### [Exercise aim]
Report each line of the data that includes the word "source".

### [Extracted entries]
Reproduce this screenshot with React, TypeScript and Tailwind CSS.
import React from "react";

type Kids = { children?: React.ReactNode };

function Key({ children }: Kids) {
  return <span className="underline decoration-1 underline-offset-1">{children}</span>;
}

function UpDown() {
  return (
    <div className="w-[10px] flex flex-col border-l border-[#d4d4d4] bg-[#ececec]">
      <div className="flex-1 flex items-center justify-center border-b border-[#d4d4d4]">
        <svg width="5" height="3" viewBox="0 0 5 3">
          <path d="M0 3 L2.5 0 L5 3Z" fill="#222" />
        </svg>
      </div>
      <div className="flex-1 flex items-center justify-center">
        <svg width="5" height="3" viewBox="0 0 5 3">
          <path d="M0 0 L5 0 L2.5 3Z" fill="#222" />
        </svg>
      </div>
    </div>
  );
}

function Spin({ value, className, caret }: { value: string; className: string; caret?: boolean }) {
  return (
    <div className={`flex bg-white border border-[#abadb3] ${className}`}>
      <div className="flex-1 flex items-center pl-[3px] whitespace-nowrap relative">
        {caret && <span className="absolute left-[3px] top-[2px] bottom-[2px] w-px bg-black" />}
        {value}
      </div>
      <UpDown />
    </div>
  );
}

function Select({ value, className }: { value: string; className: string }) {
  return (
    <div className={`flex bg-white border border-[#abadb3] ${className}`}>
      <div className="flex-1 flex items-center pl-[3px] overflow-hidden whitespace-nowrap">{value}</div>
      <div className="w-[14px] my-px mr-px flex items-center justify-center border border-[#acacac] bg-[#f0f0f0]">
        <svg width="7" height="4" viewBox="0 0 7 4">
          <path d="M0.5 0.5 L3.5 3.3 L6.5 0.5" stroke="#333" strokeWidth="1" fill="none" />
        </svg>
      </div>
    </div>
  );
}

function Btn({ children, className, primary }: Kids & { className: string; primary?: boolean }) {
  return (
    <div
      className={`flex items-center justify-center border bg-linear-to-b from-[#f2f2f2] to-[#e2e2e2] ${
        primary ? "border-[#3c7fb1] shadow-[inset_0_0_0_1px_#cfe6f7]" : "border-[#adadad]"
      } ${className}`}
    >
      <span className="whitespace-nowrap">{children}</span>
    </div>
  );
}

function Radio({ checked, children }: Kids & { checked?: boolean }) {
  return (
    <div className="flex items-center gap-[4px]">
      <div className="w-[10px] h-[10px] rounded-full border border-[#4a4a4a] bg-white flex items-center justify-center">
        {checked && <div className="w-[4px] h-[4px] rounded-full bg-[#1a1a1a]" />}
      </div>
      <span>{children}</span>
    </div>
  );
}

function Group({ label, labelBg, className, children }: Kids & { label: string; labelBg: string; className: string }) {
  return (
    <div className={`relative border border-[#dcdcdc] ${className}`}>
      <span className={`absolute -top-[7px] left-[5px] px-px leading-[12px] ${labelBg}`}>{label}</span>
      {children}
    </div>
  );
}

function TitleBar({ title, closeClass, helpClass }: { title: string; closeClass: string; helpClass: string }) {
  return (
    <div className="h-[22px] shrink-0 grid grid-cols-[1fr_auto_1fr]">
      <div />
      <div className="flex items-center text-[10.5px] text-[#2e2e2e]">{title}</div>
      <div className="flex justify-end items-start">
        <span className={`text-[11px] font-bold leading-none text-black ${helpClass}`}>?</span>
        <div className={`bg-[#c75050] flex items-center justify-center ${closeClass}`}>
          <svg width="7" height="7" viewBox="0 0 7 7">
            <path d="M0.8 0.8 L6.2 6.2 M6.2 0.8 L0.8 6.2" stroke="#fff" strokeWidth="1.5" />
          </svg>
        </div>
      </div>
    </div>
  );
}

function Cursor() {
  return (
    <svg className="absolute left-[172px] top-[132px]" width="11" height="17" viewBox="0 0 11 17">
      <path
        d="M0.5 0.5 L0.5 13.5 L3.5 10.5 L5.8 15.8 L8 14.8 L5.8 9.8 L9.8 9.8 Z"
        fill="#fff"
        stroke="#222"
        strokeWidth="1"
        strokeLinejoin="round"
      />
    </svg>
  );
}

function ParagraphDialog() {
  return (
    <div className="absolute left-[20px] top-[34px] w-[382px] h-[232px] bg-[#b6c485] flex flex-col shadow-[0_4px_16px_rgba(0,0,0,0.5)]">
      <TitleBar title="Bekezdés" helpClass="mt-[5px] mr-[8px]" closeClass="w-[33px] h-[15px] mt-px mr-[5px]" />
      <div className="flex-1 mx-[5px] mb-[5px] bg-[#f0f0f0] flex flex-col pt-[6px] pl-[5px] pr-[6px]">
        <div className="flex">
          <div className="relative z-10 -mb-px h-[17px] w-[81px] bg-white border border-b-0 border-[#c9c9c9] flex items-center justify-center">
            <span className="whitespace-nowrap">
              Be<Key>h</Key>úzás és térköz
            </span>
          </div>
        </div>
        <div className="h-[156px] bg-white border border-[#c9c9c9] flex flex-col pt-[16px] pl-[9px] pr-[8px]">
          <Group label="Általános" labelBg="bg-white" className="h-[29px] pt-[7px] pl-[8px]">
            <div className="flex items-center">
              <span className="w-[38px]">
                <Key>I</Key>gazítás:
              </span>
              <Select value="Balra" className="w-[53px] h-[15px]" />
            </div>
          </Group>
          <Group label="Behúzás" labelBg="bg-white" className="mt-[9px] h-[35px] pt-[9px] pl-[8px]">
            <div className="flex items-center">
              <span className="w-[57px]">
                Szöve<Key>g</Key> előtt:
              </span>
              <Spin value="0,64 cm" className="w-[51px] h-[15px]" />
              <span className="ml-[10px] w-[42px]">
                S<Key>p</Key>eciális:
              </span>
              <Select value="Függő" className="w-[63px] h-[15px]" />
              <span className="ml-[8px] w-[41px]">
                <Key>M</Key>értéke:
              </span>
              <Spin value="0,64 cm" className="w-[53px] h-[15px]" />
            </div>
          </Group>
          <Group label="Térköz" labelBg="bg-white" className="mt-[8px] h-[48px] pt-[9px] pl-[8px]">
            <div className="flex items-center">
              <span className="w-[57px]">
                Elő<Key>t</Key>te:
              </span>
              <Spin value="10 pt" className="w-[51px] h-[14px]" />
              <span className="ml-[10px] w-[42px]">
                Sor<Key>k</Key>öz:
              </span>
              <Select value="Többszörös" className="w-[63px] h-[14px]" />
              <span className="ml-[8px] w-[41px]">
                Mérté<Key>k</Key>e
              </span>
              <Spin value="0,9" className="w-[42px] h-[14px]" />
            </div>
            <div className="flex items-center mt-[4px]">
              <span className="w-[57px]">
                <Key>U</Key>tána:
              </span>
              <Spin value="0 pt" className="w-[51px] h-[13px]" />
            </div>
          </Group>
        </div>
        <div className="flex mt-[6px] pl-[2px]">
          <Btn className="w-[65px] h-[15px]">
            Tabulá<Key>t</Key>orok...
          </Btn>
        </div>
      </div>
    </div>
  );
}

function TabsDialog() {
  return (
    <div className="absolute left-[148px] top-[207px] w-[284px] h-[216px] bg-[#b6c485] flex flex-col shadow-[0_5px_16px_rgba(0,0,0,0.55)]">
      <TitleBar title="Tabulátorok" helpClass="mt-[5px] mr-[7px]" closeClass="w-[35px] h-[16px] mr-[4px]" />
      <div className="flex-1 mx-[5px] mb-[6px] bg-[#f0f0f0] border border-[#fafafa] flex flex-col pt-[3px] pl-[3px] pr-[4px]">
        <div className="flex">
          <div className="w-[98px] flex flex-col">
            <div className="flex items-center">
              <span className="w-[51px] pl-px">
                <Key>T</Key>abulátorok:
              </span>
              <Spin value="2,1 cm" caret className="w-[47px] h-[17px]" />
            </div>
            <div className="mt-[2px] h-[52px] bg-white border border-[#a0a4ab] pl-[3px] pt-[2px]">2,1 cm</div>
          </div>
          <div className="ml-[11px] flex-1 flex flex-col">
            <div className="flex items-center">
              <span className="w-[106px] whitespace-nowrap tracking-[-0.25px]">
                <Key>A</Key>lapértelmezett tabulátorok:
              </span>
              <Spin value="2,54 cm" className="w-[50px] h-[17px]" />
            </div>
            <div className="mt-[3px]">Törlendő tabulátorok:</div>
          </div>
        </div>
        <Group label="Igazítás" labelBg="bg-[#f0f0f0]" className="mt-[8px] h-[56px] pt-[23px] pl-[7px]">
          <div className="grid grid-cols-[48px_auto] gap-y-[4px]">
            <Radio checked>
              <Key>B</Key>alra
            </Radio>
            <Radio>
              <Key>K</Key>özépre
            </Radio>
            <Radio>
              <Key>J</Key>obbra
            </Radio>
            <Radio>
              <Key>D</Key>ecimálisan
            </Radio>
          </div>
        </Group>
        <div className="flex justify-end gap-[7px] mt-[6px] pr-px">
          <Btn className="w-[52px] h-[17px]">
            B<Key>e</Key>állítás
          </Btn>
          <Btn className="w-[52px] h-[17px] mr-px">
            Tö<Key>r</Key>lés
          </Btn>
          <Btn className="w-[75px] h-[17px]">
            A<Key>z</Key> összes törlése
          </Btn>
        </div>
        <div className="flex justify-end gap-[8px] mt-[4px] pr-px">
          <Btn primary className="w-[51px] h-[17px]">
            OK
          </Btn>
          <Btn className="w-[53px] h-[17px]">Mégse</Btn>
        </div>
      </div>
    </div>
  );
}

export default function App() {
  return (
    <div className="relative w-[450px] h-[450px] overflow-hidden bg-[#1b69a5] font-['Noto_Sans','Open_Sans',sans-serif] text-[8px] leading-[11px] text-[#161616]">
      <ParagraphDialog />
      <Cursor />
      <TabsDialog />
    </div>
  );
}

==

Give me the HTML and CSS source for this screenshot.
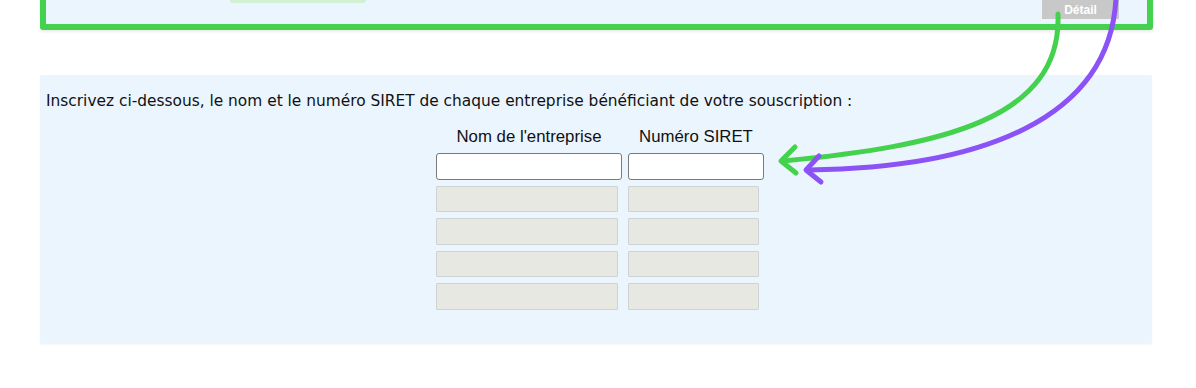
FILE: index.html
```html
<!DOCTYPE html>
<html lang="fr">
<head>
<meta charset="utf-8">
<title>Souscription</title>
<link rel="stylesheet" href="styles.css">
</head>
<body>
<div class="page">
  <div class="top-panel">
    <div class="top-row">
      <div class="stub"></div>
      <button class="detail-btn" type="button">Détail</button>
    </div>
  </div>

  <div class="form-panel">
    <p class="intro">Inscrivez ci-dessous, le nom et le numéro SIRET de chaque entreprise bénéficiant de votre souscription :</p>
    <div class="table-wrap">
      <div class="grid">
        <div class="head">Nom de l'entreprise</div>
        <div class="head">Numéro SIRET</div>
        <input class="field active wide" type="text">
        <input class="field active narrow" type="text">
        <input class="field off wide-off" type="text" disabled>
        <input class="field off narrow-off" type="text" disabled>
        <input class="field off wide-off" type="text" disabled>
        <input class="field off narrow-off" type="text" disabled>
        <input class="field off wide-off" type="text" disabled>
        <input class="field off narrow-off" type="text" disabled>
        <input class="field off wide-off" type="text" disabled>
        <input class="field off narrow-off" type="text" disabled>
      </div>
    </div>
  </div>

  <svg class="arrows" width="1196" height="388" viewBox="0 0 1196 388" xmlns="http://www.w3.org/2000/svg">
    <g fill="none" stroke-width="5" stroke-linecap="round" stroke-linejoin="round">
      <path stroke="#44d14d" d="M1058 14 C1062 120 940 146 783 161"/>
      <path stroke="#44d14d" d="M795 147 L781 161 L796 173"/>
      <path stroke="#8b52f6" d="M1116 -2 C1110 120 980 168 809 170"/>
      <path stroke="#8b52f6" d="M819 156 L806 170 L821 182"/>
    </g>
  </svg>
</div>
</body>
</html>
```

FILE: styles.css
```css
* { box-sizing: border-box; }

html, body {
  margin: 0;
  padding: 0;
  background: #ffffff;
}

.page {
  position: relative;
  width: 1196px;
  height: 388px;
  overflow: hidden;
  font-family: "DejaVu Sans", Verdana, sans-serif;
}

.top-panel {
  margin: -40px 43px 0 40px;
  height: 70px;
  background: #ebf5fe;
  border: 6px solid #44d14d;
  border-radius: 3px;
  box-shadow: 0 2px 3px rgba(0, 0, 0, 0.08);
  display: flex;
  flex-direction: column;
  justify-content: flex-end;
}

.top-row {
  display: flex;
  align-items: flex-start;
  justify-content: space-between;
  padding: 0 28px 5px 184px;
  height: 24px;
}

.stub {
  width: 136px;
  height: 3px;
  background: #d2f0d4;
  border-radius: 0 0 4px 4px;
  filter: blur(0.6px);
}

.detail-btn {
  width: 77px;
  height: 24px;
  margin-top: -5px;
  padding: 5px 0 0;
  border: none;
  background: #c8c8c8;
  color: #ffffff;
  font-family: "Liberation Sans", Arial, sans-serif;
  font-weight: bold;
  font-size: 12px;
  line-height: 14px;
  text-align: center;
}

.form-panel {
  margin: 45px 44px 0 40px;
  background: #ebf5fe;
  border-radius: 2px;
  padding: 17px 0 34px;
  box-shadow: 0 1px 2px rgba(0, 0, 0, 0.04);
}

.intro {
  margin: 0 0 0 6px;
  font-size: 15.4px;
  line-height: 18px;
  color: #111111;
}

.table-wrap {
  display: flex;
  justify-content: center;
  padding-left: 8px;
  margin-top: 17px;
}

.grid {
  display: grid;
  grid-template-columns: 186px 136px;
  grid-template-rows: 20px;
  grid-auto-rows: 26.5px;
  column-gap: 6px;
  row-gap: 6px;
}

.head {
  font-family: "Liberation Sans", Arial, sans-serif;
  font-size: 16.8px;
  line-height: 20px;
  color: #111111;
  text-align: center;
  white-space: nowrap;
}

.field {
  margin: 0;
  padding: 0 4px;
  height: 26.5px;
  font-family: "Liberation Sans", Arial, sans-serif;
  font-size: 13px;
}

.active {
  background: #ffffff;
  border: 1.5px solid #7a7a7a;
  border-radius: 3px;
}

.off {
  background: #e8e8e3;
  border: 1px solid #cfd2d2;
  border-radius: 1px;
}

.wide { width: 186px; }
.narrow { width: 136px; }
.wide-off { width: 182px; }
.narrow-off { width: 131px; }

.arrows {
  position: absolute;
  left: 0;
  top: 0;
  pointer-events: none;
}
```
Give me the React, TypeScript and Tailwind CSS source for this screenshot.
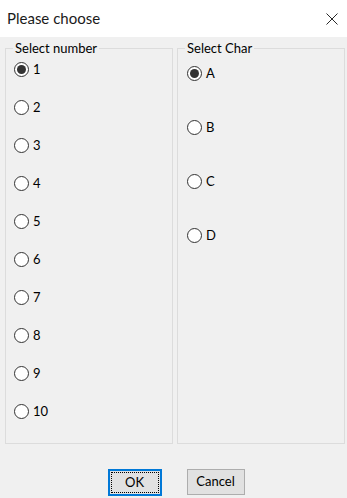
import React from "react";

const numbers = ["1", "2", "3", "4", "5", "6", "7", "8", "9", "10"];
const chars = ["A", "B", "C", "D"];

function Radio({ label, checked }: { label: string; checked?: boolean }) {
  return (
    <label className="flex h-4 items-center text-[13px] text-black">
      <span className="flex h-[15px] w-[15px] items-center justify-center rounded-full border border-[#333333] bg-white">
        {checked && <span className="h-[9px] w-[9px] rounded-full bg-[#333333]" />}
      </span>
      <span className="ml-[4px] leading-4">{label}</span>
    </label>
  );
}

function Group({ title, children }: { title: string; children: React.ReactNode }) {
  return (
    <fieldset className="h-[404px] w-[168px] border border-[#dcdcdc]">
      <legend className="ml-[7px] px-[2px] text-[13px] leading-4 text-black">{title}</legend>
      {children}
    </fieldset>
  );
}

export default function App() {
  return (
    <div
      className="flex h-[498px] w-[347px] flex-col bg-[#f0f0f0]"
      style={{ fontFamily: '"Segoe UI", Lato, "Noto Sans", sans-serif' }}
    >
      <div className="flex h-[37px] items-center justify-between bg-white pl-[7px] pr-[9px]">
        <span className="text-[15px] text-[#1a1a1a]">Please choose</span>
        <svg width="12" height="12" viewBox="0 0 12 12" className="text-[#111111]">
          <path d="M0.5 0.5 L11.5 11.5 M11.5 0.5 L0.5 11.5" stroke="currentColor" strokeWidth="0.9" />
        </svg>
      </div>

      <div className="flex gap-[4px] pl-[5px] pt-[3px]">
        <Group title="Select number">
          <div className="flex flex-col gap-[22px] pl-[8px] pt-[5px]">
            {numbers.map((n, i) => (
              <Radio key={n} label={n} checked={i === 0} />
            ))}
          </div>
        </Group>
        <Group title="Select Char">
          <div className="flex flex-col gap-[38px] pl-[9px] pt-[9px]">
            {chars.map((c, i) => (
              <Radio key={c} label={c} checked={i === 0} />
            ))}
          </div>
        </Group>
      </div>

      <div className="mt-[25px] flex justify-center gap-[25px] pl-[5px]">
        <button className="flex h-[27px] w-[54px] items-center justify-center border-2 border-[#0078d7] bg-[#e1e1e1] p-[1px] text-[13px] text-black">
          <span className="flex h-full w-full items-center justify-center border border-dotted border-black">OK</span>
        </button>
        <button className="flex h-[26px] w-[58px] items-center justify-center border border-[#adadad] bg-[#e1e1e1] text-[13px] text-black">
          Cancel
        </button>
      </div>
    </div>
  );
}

---

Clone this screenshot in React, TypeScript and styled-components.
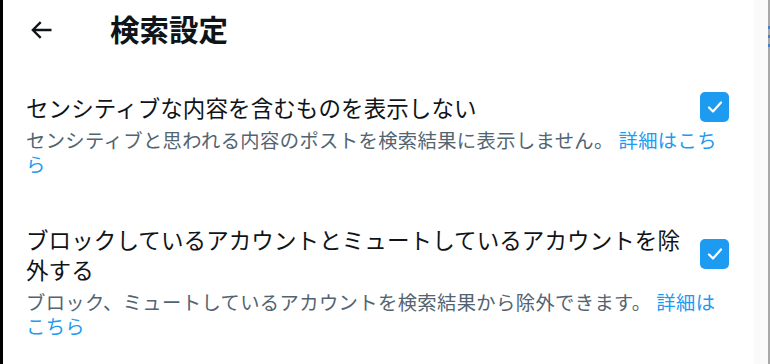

### [The reply]
Give me the HTML and CSS source for this screenshot.
Give me the React, TypeScript and Tailwind CSS source for this screenshot.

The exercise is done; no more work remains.